Reproduce the full listing that appears beneath this instruction exactly.

**** Dataset content ****

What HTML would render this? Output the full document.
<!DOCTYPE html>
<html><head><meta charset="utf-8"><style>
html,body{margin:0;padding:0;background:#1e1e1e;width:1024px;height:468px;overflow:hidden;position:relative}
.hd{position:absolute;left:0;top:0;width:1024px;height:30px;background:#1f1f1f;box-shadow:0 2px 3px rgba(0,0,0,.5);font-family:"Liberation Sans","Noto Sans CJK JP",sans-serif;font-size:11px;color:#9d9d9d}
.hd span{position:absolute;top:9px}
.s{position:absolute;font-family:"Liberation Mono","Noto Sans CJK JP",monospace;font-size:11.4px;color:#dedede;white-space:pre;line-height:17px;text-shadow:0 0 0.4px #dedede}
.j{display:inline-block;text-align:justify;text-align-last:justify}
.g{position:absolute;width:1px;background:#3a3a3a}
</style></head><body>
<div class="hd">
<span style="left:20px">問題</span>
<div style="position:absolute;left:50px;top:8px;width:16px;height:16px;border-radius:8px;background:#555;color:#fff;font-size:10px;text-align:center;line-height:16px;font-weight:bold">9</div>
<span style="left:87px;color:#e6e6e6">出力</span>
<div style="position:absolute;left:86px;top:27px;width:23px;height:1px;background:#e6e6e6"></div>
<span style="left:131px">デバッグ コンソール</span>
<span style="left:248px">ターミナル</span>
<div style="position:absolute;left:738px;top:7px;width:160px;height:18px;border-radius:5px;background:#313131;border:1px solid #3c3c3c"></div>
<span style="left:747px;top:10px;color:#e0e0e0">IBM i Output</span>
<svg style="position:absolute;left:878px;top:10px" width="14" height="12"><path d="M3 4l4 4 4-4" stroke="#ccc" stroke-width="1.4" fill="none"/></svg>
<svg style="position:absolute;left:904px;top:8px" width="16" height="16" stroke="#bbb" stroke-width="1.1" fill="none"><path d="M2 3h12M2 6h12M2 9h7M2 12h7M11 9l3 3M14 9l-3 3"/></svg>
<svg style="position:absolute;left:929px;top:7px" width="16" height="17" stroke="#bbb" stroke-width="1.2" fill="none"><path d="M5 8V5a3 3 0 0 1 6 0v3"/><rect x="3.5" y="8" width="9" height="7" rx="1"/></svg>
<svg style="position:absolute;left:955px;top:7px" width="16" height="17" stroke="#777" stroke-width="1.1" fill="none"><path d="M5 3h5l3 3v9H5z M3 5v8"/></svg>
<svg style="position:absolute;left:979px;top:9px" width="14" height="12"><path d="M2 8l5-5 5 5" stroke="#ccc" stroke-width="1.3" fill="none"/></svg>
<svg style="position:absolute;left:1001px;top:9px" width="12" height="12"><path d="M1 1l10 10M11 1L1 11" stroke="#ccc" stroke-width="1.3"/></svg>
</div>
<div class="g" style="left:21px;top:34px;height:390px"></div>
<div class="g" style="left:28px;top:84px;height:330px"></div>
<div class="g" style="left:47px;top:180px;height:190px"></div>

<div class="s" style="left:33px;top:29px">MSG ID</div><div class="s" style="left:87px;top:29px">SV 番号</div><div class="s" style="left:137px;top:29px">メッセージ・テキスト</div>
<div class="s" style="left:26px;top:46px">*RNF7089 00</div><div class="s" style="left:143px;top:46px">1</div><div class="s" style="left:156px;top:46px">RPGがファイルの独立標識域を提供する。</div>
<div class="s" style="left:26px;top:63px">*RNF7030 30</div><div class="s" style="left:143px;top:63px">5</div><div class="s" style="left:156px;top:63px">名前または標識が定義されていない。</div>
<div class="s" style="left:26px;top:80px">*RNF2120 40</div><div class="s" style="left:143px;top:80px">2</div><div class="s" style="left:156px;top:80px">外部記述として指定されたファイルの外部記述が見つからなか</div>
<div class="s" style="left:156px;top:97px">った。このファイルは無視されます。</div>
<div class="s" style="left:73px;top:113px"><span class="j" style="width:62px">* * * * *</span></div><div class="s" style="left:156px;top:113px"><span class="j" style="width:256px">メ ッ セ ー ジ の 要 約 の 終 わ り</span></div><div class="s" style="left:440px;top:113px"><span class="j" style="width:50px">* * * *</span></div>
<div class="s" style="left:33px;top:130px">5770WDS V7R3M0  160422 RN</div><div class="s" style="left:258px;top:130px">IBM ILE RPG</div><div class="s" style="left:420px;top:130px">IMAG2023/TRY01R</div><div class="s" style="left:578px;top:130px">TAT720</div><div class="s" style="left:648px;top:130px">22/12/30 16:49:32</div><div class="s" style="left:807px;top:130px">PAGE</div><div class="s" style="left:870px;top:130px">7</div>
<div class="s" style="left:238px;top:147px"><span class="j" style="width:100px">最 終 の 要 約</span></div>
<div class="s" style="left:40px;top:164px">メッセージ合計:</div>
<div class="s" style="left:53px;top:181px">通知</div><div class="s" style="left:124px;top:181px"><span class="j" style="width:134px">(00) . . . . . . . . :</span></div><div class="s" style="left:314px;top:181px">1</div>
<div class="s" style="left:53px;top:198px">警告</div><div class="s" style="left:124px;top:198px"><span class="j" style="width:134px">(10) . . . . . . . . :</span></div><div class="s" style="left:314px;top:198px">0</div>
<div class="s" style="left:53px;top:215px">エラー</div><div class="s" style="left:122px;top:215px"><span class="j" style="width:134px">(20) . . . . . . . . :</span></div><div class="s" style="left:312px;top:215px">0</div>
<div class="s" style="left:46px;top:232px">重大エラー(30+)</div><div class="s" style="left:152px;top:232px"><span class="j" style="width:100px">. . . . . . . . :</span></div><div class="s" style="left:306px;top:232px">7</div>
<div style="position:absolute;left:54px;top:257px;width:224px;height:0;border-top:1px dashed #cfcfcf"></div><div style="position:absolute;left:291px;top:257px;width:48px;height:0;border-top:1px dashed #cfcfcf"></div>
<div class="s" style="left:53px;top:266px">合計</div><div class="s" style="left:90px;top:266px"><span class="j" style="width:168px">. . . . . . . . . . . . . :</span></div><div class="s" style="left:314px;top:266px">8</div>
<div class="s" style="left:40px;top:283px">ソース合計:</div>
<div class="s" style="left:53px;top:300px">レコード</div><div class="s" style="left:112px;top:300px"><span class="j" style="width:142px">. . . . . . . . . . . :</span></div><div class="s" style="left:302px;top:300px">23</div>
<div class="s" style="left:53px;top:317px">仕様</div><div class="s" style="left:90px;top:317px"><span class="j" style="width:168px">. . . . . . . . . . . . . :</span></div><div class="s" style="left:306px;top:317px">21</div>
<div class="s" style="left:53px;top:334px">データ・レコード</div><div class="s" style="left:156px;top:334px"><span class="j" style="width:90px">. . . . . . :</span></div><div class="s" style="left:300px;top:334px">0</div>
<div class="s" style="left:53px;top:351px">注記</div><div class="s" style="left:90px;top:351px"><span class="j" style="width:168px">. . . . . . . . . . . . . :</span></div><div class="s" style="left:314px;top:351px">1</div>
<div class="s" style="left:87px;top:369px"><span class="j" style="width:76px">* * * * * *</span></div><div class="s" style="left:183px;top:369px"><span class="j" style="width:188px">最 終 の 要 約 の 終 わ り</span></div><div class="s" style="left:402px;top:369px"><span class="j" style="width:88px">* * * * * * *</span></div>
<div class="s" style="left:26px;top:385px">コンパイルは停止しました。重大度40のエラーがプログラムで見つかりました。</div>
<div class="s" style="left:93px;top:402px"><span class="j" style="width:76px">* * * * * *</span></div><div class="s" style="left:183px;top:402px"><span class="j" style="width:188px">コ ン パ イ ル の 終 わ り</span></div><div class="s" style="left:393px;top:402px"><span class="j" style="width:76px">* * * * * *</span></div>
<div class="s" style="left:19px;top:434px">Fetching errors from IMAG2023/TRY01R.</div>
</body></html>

****

* **Expected output**
What HTML would render this? Output the full document.
<!DOCTYPE html>
<html><head><meta charset="utf-8"><style>
html,body{margin:0;padding:0;background:#1e1e1e;width:1024px;height:468px;overflow:hidden;position:relative}
.hd{position:absolute;left:0;top:0;width:1024px;height:30px;background:#1f1f1f;box-shadow:0 2px 3px rgba(0,0,0,.5);font-family:"Liberation Sans","Noto Sans CJK JP",sans-serif;font-size:11px;color:#9d9d9d}
.hd span{position:absolute;top:9px}
.s{position:absolute;font-family:"Liberation Mono","Noto Sans CJK JP",monospace;font-size:11.4px;color:#dedede;white-space:pre;line-height:17px;text-shadow:0 0 0.4px #dedede}
.j{display:inline-block;text-align:justify;text-align-last:justify}
.g{position:absolute;width:1px;background:#3a3a3a}
</style></head><body>
<div class="hd">
<span style="left:20px">問題</span>
<div style="position:absolute;left:50px;top:8px;width:16px;height:16px;border-radius:8px;background:#555;color:#fff;font-size:10px;text-align:center;line-height:16px;font-weight:bold">9</div>
<span style="left:87px;color:#e6e6e6">出力</span>
<div style="position:absolute;left:86px;top:27px;width:23px;height:1px;background:#e6e6e6"></div>
<span style="left:131px">デバッグ コンソール</span>
<span style="left:248px">ターミナル</span>
<div style="position:absolute;left:738px;top:7px;width:160px;height:18px;border-radius:5px;background:#313131;border:1px solid #3c3c3c"></div>
<span style="left:747px;top:10px;color:#e0e0e0">IBM i Output</span>
<svg style="position:absolute;left:878px;top:10px" width="14" height="12"><path d="M3 4l4 4 4-4" stroke="#ccc" stroke-width="1.4" fill="none"/></svg>
<svg style="position:absolute;left:904px;top:8px" width="16" height="16" stroke="#bbb" stroke-width="1.1" fill="none"><path d="M2 3h12M2 6h12M2 9h7M2 12h7M11 9l3 3M14 9l-3 3"/></svg>
<svg style="position:absolute;left:929px;top:7px" width="16" height="17" stroke="#bbb" stroke-width="1.2" fill="none"><path d="M5 8V5a3 3 0 0 1 6 0v3"/><rect x="3.5" y="8" width="9" height="7" rx="1"/></svg>
<svg style="position:absolute;left:955px;top:7px" width="16" height="17" stroke="#777" stroke-width="1.1" fill="none"><path d="M5 3h5l3 3v9H5z M3 5v8"/></svg>
<svg style="position:absolute;left:979px;top:9px" width="14" height="12"><path d="M2 8l5-5 5 5" stroke="#ccc" stroke-width="1.3" fill="none"/></svg>
<svg style="position:absolute;left:1001px;top:9px" width="12" height="12"><path d="M1 1l10 10M11 1L1 11" stroke="#ccc" stroke-width="1.3"/></svg>
</div>
<div class="g" style="left:21px;top:34px;height:390px"></div>
<div class="g" style="left:28px;top:84px;height:330px"></div>
<div class="g" style="left:47px;top:180px;height:190px"></div>

<div class="s" style="left:33px;top:29px">MSG ID</div><div class="s" style="left:87px;top:29px">SV 番号</div><div class="s" style="left:137px;top:29px">メッセージ・テキスト</div>
<div class="s" style="left:26px;top:46px">*RNF7089 00</div><div class="s" style="left:143px;top:46px">1</div><div class="s" style="left:156px;top:46px">RPGがファイルの独立標識域を提供する。</div>
<div class="s" style="left:26px;top:63px">*RNF7030 30</div><div class="s" style="left:143px;top:63px">5</div><div class="s" style="left:156px;top:63px">名前または標識が定義されていない。</div>
<div class="s" style="left:26px;top:80px">*RNF2120 40</div><div class="s" style="left:143px;top:80px">2</div><div class="s" style="left:156px;top:80px">外部記述として指定されたファイルの外部記述が見つからなか</div>
<div class="s" style="left:156px;top:97px">った。このファイルは無視されます。</div>
<div class="s" style="left:73px;top:113px"><span class="j" style="width:62px">* * * * *</span></div><div class="s" style="left:156px;top:113px"><span class="j" style="width:256px">メ ッ セ ー ジ の 要 約 の 終 わ り</span></div><div class="s" style="left:440px;top:113px"><span class="j" style="width:50px">* * * *</span></div>
<div class="s" style="left:33px;top:130px">5770WDS V7R3M0  160422 RN</div><div class="s" style="left:258px;top:130px">IBM ILE RPG</div><div class="s" style="left:420px;top:130px">IMAG2023/TRY01R</div><div class="s" style="left:578px;top:130px">TAT720</div><div class="s" style="left:648px;top:130px">22/12/30 16:49:32</div><div class="s" style="left:807px;top:130px">PAGE</div><div class="s" style="left:870px;top:130px">7</div>
<div class="s" style="left:238px;top:147px"><span class="j" style="width:100px">最 終 の 要 約</span></div>
<div class="s" style="left:40px;top:164px">メッセージ合計:</div>
<div class="s" style="left:53px;top:181px">通知</div><div class="s" style="left:124px;top:181px"><span class="j" style="width:134px">(00) . . . . . . . . :</span></div><div class="s" style="left:314px;top:181px">1</div>
<div class="s" style="left:53px;top:198px">警告</div><div class="s" style="left:124px;top:198px"><span class="j" style="width:134px">(10) . . . . . . . . :</span></div><div class="s" style="left:314px;top:198px">0</div>
<div class="s" style="left:53px;top:215px">エラー</div><div class="s" style="left:122px;top:215px"><span class="j" style="width:134px">(20) . . . . . . . . :</span></div><div class="s" style="left:312px;top:215px">0</div>
<div class="s" style="left:46px;top:232px">重大エラー(30+)</div><div class="s" style="left:152px;top:232px"><span class="j" style="width:100px">. . . . . . . . :</span></div><div class="s" style="left:306px;top:232px">7</div>
<div style="position:absolute;left:54px;top:257px;width:224px;height:0;border-top:1px dashed #cfcfcf"></div><div style="position:absolute;left:291px;top:257px;width:48px;height:0;border-top:1px dashed #cfcfcf"></div>
<div class="s" style="left:53px;top:266px">合計</div><div class="s" style="left:90px;top:266px"><span class="j" style="width:168px">. . . . . . . . . . . . . :</span></div><div class="s" style="left:314px;top:266px">8</div>
<div class="s" style="left:40px;top:283px">ソース合計:</div>
<div class="s" style="left:53px;top:300px">レコード</div><div class="s" style="left:112px;top:300px"><span class="j" style="width:142px">. . . . . . . . . . . :</span></div><div class="s" style="left:302px;top:300px">23</div>
<div class="s" style="left:53px;top:317px">仕様</div><div class="s" style="left:90px;top:317px"><span class="j" style="width:168px">. . . . . . . . . . . . . :</span></div><div class="s" style="left:306px;top:317px">21</div>
<div class="s" style="left:53px;top:334px">データ・レコード</div><div class="s" style="left:156px;top:334px"><span class="j" style="width:90px">. . . . . . :</span></div><div class="s" style="left:300px;top:334px">0</div>
<div class="s" style="left:53px;top:351px">注記</div><div class="s" style="left:90px;top:351px"><span class="j" style="width:168px">. . . . . . . . . . . . . :</span></div><div class="s" style="left:314px;top:351px">1</div>
<div class="s" style="left:87px;top:369px"><span class="j" style="width:76px">* * * * * *</span></div><div class="s" style="left:183px;top:369px"><span class="j" style="width:188px">最 終 の 要 約 の 終 わ り</span></div><div class="s" style="left:402px;top:369px"><span class="j" style="width:88px">* * * * * * *</span></div>
<div class="s" style="left:26px;top:385px">コンパイルは停止しました。重大度40のエラーがプログラムで見つかりました。</div>
<div class="s" style="left:93px;top:402px"><span class="j" style="width:76px">* * * * * *</span></div><div class="s" style="left:183px;top:402px"><span class="j" style="width:188px">コ ン パ イ ル の 終 わ り</span></div><div class="s" style="left:393px;top:402px"><span class="j" style="width:76px">* * * * * *</span></div>
<div class="s" style="left:19px;top:434px">Fetching errors from IMAG2023/TRY01R.</div>
</body></html>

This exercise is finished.